Wednesday 26 June 2013

Turns in the road

I've just sent this email to my bookshop customers...



Dear friends,

I realise that I have been sharing my thoughts on the future of the bookshop with friends recently, and as a result I'll soon be guilty of starting my own rumours.

So here is the truth, unvarnished by rumour!

Not long ago, a good day's takings here were between £150 and £200. Sometimes a lot more. Nowadays a good day can be around £50, often a lot less. There are still a number of regulars who order their books from me, but the really noticeable and substantial difference is the disappearance of that very special variety of bookshopper, the browser.

And it is the browser who makes the bookseller's life worthwhile, both financially but also because the bookseller is always selecting and stocking new books (and backlist) to catch the eye of interested browser. It is enjoyable and challenging and fun. Take away the browser and the enjoyment, the challenge and the fun disappear too.

Although in financial terms, I don't lose money sitting here, it can get very quiet at times and I wonder what is the point. And if I pay someone to stand in for me on the occasional day off or holiday, then I do actually lose money every hour they are here.

I'd like to think -- as I once did -- that one day I'd retire, and that Charlbury is the kind of place where someone else might like to take the shop over. Perhaps that is still the case, and perhaps someone will come forward. Let's see.

I shall continue to Christmas and into January, and then make a strategic withdrawal! Angela and I have a month planned in South Africa, and I'd like to spend my 70th birthday in May covering at least a part of the Camino de Santiago (Well, maybe! Dream on!). Retirement is a time to explore, to expand one's horizons, to step out.
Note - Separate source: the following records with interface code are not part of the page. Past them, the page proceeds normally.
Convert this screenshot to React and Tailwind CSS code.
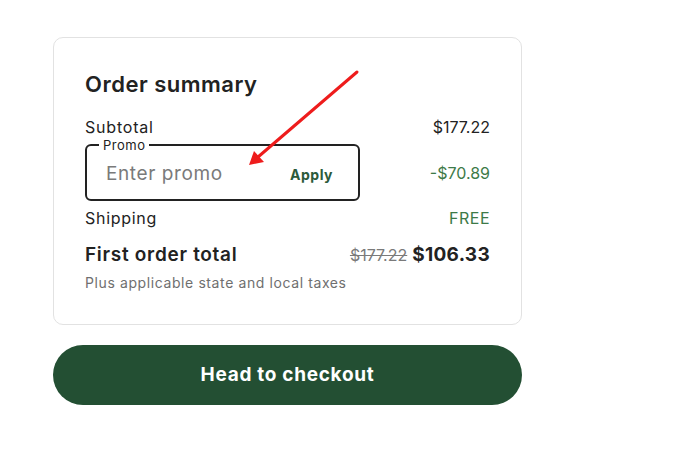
export default function App() {
  return (
    <div className="relative w-[695px] h-[467px] bg-white" style={{ fontFamily: "Inter, 'Noto Sans', sans-serif" }}>
      <div className="pl-[53px] pt-[37px] w-[522px]">
        <div className="border border-[#e2e2e2] rounded-[10px] px-[31px] pt-[32px] pb-[32px] text-[#222222]">
          <h2 className="text-[22px] leading-[28px] font-semibold tracking-[0.5px]">Order summary</h2>

          <div className="mt-[17px] flex justify-between text-[16px] leading-[24px]">
            <span className="tracking-[0.8px]">Subtotal</span>
            <span>$177.22</span>
          </div>

          <div className="mt-[5px] flex items-center justify-between">
            <div className="relative w-[275px] h-[57px] border-2 border-[#222222] rounded-[6px] flex items-center pl-[19px] pr-[25px] pt-[3px]">
              <span className="absolute -top-[9px] left-[12px] bg-white px-[4px] text-[13px] leading-[16px] tracking-[0.5px] text-[#222222]">Promo</span>
              <span className="flex-1 text-[19px] tracking-[0.6px] text-[#7a7a7a]">Enter promo</span>
              <span className="text-[14px] font-bold tracking-[0.5px] text-[#2c5a3a]">Apply</span>
            </div>
            <span className="text-[16px] text-[#3d7a48]">-$70.89</span>
          </div>

          <div className="mt-[5px] flex justify-between text-[16px] leading-[24px]">
            <span className="tracking-[0.7px]">Shipping</span>
            <span className="text-[#3d7a48] tracking-[0.5px]">FREE</span>
          </div>

          <div className="mt-[11px] flex justify-between items-center leading-[28px]">
            <span className="text-[19px] font-semibold tracking-[0.7px]">First order total</span>
            <span className="flex items-baseline gap-[5px]">
              <span className="text-[16px] text-[#7a7a7a] line-through">$177.22</span>
              <span className="text-[19px] font-bold tracking-[0.3px]">$106.33</span>
            </span>
          </div>

          <p className="mt-[5px] text-[14px] leading-[18px] tracking-[0.6px] text-[#6f6f6f]">Plus applicable state and local taxes</p>
        </div>

        <button className="mt-[20px] w-full h-[60px] rounded-full bg-[#234f33] text-white text-[19px] font-bold tracking-[0.7px]">
          Head to checkout
        </button>
      </div>

      <svg className="absolute left-0 top-0 pointer-events-none" width="695" height="467">
        <line x1="357" y1="72" x2="258" y2="157" stroke="#ee1c1c" strokeWidth="3" strokeLinecap="round" />
        <polygon points="249,165 254,151 264,162" fill="#ee1c1c" />
      </svg>
    </div>
  );
}
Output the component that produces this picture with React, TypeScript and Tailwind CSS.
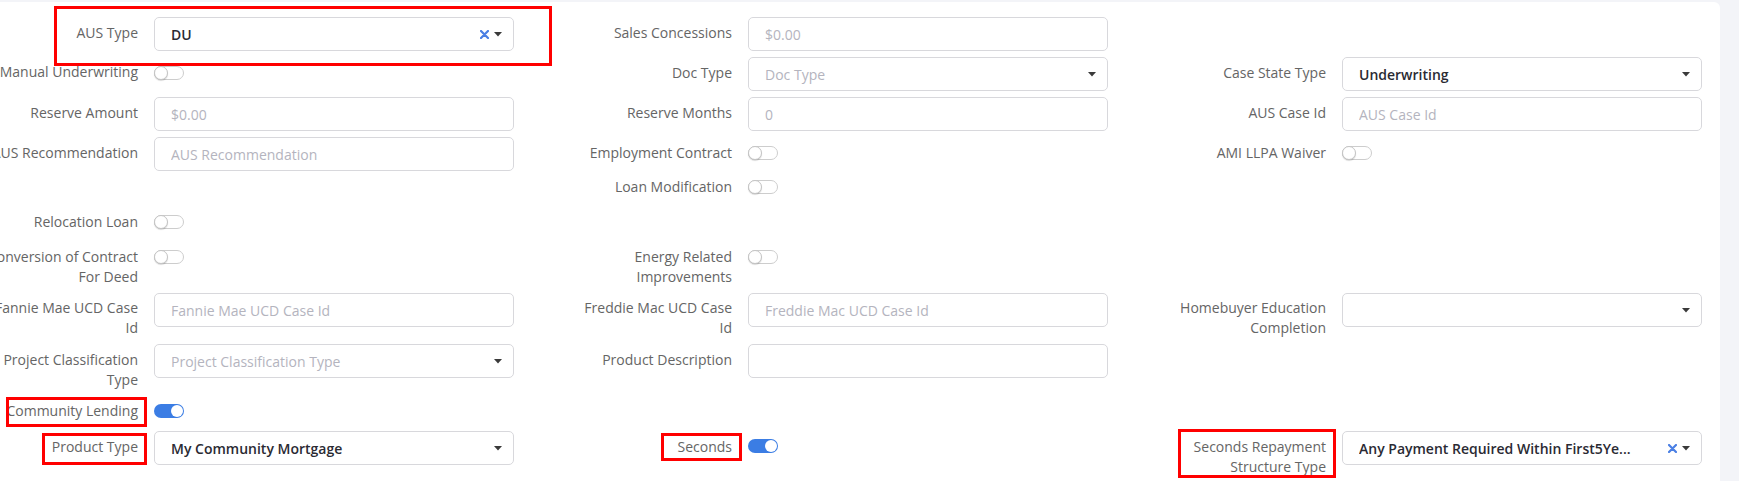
import React from 'react';

type Field =
  | null
  | {
      label: string[];
      kind: 'input' | 'select' | 'toggle';
      placeholder?: string;
      value?: string;
      clear?: boolean;
      on?: boolean;
      lp?: string; // label padding-top
      tp?: string; // toggle padding-top
    };

const LABEL = 'w-[160px] shrink-0 text-right text-[14px] leading-5 text-[#656565]';

function Caret() {
  return (
    <svg width="8" height="5" viewBox="0 0 8 5" className="shrink-0">
      <path d="M0 0h8L4 4.5z" fill="#3a3a3a" />
    </svg>
  );
}

function ClearX() {
  return (
    <svg width="9" height="9" viewBox="0 0 9 9" className="shrink-0">
      <path d="M1 1l7 7M8 1L1 8" stroke="#4a7fe4" strokeWidth="2.2" strokeLinecap="round" />
    </svg>
  );
}

function Toggle({ on }: { on?: boolean }) {
  if (on)
    return (
      <span className="flex h-[14px] w-[30px] items-center justify-end rounded-full bg-[#3b7de4] pr-[1px]">
        <span className="h-[12px] w-[12px] rounded-full bg-white" />
      </span>
    );
  return (
    <span className="flex h-[14px] w-[30px] items-center rounded-full border border-[#cdcdcd] bg-white">
      <span className="ml-[-1px] h-[14px] w-[14px] rounded-full border border-[#c4c4c4] bg-white shadow-[0_1px_1px_rgba(0,0,0,0.15)]" />
    </span>
  );
}

function Control({ f }: { f: NonNullable<Field> }) {
  if (f.kind === 'toggle')
    return (
      <div className={`flex h-[29px] w-[360px] items-start ${f.tp ?? 'pt-[3px]'}`}>
        <Toggle on={f.on} />
      </div>
    );
  const text = f.value ? (
    <span className="truncate text-[14px] font-semibold text-[#2a2a33]">{f.value}</span>
  ) : (
    <span className="truncate text-[14px] text-[#b4b4be]">{f.placeholder ?? ''}</span>
  );
  return (
    <div className="flex h-[34px] w-[360px] items-center rounded-[5px] border border-[#d8d8dc] bg-white pl-[16px] pr-[11px]">
      <div className="flex-1 overflow-hidden">{text}</div>
      {f.kind === 'select' && (
        <div className="flex items-center gap-[5px]">
          {f.clear && <ClearX />}
          <Caret />
        </div>
      )}
    </div>
  );
}

function Cell({ f }: { f: Field }) {
  return (
    <div className="flex w-[594px] shrink-0 items-start gap-4 pl-[40px] pr-[18px]">
      {f && (
        <>
          <div className={`${LABEL} ${f.lp ?? 'pt-[6px]'}`}>
            {f.label.map((l, i) => (
              <div key={i} className="whitespace-nowrap">{l}</div>
            ))}
          </div>
          <Control f={f} />
        </>
      )}
    </div>
  );
}

const rows: Field[][] = [
  [
    { label: ['AUS Type'], kind: 'select', value: 'DU', clear: true },
    { label: ['Sales Concessions'], kind: 'input', placeholder: '$0.00' },
    null,
  ],
  [
    { label: ['Manual Underwriting'], kind: 'toggle', lp: 'pt-[5px]', tp: 'pt-[9px]' },
    { label: ['Doc Type'], kind: 'select', placeholder: 'Doc Type' },
    { label: ['Case State Type'], kind: 'select', value: 'Underwriting' },
  ],
  [
    { label: ['Reserve Amount'], kind: 'input', placeholder: '$0.00' },
    { label: ['Reserve Months'], kind: 'input', placeholder: '0' },
    { label: ['AUS Case Id'], kind: 'input', placeholder: 'AUS Case Id' },
  ],
  [
    { label: ['AUS Recommendation'], kind: 'input', placeholder: 'AUS Recommendation' },
    { label: ['Employment Contract'], kind: 'toggle', lp: 'pt-[6px]', tp: 'pt-[9px]' },
    { label: ['AMI LLPA Waiver'], kind: 'toggle', lp: 'pt-[6px]', tp: 'pt-[9px]' },
  ],
  [null, { label: ['Loan Modification'], kind: 'toggle', lp: 'pt-0', tp: 'pt-[3px]' }, null],
  [{ label: ['Relocation Loan'], kind: 'toggle', lp: 'pt-0', tp: 'pt-[3px]' }, null, null],
  [
    { label: ['Conversion of Contract', 'For Deed'], kind: 'toggle', lp: 'pt-0', tp: 'pt-[3px]' },
    { label: ['Energy Related', 'Improvements'], kind: 'toggle', lp: 'pt-0', tp: 'pt-[3px]' },
    null,
  ],
  [
    { label: ['Fannie Mae UCD Case', 'Id'], kind: 'input', placeholder: 'Fannie Mae UCD Case Id', lp: 'pt-[5px]' },
    { label: ['Freddie Mac UCD Case', 'Id'], kind: 'input', placeholder: 'Freddie Mac UCD Case Id', lp: 'pt-[5px]' },
    { label: ['Homebuyer Education', 'Completion'], kind: 'select', lp: 'pt-[5px]' },
  ],
  [
    { label: ['Project Classification', 'Type'], kind: 'select', placeholder: 'Project Classification Type' },
    { label: ['Product Description'], kind: 'input' },
    null,
  ],
  [{ label: ['Community Lending'], kind: 'toggle', on: true, lp: 'pt-[5px]', tp: 'pt-[8px]' }, null, null],
  [
    { label: ['Product Type'], kind: 'select', value: 'My Community Mortgage' },
    { label: ['Seconds'], kind: 'toggle', on: true, lp: 'pt-[6px]', tp: 'pt-[8px]' },
    {
      label: ['Seconds Repayment', 'Structure Type'],
      kind: 'select',
      value: 'Any Payment Required Within First5Ye...',
      clear: true,
    },
  ],
];

export default function App() {
  return (
    <div
      className="relative h-[481px] w-[1739px] overflow-hidden bg-[#f3f4f8]"
      style={{ fontFamily: '"Open Sans", "Noto Sans", sans-serif' }}
    >
      <div className="mt-[2px] h-[479px] w-[1720px] overflow-hidden rounded-tr-[6px] bg-white">
        <div className="ml-[-62px] w-[1782px] pt-[15px]">
          {rows.map((r, i) => (
            <div key={i} className="mb-[6px] flex items-start">
              {r.map((f, j) => (
                <Cell key={j} f={f} />
              ))}
            </div>
          ))}
        </div>
      </div>

      {/* red annotation boxes */}
      <div className="absolute left-[54px] top-[6px] h-[60px] w-[498px] border-[3px] border-[#ff0000]" />
      <div className="absolute left-[6px] top-[397px] h-[30px] w-[141px] border-[3px] border-[#ff0000]" />
      <div className="absolute left-[42px] top-[433px] h-[32px] w-[105px] border-[3px] border-[#ff0000]" />
      <div className="absolute left-[661px] top-[433px] h-[28px] w-[81px] border-[3px] border-[#ff0000]" />
      <div className="absolute left-[1178px] top-[429px] h-[49px] w-[158px] border-[3px] border-[#ff0000]" />
    </div>
  );
}
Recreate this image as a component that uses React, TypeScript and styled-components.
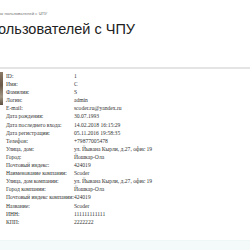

So there you are. It is impossible to predict the future of bookshops in this country. We are the only country in Western Europe that has voted (literally) to give a free rein to Amazon in the name of competition. Neither the French nor the Germans, the Dutch nor the Spanish, the Swedes nor the Swiss have taken this route to the future, and of course it shows in other ways too. I'd imagine that at least half the independent bookshops in the UK will have closed within a year, and Waterstones will keep shedding staff until all they have got left to shed are their shops.

But it is not just Amazon. There are good reasons too why bookshops will, even should, close. Ebooks are maintained at artificially high prices yet cost almost nothing to produce and sell. Prices will tumble when publishers no longer see any point in trying to shore up the price of the printed editions -- when so few people buy the paper copies that it no longer matters. It is all a question of tipping points. Thanks to ebooks prices should tumble and books become more accessible and affordable than ever. And the elderly can change the size of the print, while the reader itself is lighter than most books... There is good news here.

OK, so Charlbury keeps its bookshop at least until the new year. If you have any thoughts on how a bookshop might continue here beyond then, or whether it is even worth considering that option, let me know. But do remember that running a shop is not something you do in theory, it's something you do in practice.

That's all for now. There will be more on my blog in good time (see link below). Meanwhile all feedback welcome...

Jon




I'll have more to say about this here soon. And I'll report on what feedback I get...

1 comment:

montmorency said...

Oh Dear Jon,

I have only recently discovered your bookshop, and now it seems it will disappear.

I'm sorry to hear it, but of course I understand your reasons.

On bookshops generally, isn't the original problem with the demise of the Net Book Price Agreement (or whatever it was called)?

That allowed the large bookshops (and supermarkets and chains) to offer massive discounts which the small bookshops could not hope to compete with.

We lost swathes of small independent booksellers that time around, and this was long before Amazon got a hold.

Now Amazon is even putting the big boys out of business. Sic transit gloria mundi.

As you suggest, Germany (I don't know about the others) did things differently. The Germans love their books (and e-books and audiobooks), and they also make more use of acid-free paper than we do, I believe - my German paperbacks seem to last longer than my British ones anyway.


On e-books: they have their strong-points, but they also have their problems.

It means people will be at the mercy of technology, and Kindle users at the mercy of Amazon's whim, since technically, they haven't purchased the book at all, merely leased the right to read it. And Amazon want you to read your e-book only on their Kindle and not on another maker's e-reader (although there are unofficial ways round this).


Well, best wishes, and I hope whatever plans you have come to fruition.